One of the previous scatter plots should have had a meaningful trend line. State an appropriate regression equation as a model and use it to predict the current \(I\) when the resistance is \(R=2.1\) kΩ.
Population-Growth Relationships
The number of births and of deaths in a population generally depends on the size of the population. The table below gives population data for ten of the twelve highest population cities in the state of Virginia for the year 2012. The data include the population \(P\) and the total number of births \(B\) and deaths \(D\) for the year recorded for each city. The following group of exercises are based on these data.

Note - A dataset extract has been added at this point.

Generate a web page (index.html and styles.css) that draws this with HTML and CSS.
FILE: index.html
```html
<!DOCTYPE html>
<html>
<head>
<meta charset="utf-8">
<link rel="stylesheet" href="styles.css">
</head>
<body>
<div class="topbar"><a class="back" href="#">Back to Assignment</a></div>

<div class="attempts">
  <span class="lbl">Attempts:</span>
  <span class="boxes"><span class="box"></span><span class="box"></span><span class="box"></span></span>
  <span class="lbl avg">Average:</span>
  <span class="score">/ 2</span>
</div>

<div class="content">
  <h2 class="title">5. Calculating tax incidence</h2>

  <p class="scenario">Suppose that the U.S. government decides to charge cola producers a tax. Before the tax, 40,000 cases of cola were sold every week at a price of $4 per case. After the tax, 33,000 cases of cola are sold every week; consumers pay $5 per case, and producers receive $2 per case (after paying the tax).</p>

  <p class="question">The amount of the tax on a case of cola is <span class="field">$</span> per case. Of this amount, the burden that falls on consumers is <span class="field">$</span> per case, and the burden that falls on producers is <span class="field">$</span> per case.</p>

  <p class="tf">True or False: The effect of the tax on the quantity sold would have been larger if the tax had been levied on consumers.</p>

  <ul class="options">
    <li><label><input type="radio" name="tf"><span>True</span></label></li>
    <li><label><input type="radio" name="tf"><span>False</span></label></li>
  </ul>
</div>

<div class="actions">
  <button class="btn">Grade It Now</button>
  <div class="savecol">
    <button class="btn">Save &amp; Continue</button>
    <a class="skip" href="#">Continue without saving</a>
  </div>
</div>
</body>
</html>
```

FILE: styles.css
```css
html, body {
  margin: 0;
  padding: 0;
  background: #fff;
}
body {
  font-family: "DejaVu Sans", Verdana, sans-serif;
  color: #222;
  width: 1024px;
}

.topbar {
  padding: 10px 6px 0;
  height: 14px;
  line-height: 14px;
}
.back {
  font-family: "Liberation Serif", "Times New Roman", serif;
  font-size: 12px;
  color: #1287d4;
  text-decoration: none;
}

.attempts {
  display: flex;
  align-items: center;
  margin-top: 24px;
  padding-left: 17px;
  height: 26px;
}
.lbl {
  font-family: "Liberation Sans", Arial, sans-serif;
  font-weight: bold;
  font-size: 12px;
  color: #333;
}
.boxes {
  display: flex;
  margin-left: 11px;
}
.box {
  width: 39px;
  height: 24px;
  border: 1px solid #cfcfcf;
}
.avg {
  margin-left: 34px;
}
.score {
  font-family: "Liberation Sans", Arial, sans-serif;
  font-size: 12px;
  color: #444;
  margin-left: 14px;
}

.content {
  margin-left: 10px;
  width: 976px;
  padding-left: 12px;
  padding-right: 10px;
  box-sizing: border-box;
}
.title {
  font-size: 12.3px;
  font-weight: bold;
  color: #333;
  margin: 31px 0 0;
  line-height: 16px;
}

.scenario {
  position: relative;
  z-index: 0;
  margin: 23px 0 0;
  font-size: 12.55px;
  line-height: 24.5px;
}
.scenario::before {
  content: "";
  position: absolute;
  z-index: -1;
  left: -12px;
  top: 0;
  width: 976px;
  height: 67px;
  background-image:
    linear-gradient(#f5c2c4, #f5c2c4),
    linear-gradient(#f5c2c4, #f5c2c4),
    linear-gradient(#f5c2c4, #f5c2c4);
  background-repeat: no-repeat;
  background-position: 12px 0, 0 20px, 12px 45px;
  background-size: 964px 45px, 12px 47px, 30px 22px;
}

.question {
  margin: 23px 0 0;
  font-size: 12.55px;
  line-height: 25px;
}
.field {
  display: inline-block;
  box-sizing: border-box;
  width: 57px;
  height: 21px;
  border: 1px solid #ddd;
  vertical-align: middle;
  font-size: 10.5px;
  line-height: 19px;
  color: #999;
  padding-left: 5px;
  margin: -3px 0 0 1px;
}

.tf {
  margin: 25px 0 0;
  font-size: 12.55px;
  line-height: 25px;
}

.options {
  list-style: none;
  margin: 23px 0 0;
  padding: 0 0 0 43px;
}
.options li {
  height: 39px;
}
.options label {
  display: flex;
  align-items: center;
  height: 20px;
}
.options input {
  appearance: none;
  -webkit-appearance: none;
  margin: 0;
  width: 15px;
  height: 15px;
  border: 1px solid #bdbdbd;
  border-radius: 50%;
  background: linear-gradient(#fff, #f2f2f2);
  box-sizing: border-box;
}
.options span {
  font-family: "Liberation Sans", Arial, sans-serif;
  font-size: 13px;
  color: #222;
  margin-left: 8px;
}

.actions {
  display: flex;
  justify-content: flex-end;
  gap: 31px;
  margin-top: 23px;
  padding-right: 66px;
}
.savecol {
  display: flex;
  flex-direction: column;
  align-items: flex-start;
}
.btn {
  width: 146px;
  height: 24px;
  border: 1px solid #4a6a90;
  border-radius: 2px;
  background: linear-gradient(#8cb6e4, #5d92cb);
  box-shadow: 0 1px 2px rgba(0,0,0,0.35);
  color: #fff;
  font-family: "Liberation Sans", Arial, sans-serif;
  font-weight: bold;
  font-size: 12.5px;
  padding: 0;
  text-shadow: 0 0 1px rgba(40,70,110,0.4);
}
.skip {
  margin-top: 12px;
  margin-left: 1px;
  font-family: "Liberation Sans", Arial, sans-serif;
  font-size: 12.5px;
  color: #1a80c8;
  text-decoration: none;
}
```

City | \(P\) | \(B\) | \(D\) |
Virginia Beach | 447021 | 6270 | 2828 |
Norfolk | 245782 | 3773 | 1827 |
Chesapeake | 228417 | 2805 | 1582 |
Richmond | 210309 | 2939 | 1849 |
Newport News | 180726 | 2905 | 1438 |
Alexandria | 146294 | 2763 | 686 |
Roanoke | 97469 | 1492 | 1172 |
Portsmouth | 96470 | 1534 | 980 |
Suffolk | 85181 | 1087 | 726 |
Lynchburg | 77113 | 1062 | 779 |
18.
Create a scatter plot of \((P,B)\) and find the equation of the trend line. The cities of Hampton and Harrisonburg were left off the list with populations of \(P=136836\) and \(P=50981\text{,}\) respectively. Use the trend line regression model to predict the number of births in these cities during 2012. Which calculation is an example of interpolation and which is extrapolation?
19.
Create a scatter plot of \((P,D)\) and find the equation of the trend line. Use the trend line regression model to predict the number of deaths· in Hampton and Harrisonburg during 2012. (See the previous problem for population values.) Which calculation is an example of interpolation and which is extrapolation?
Which of the calculations were examples of interpolation and which were examples of extrapolation?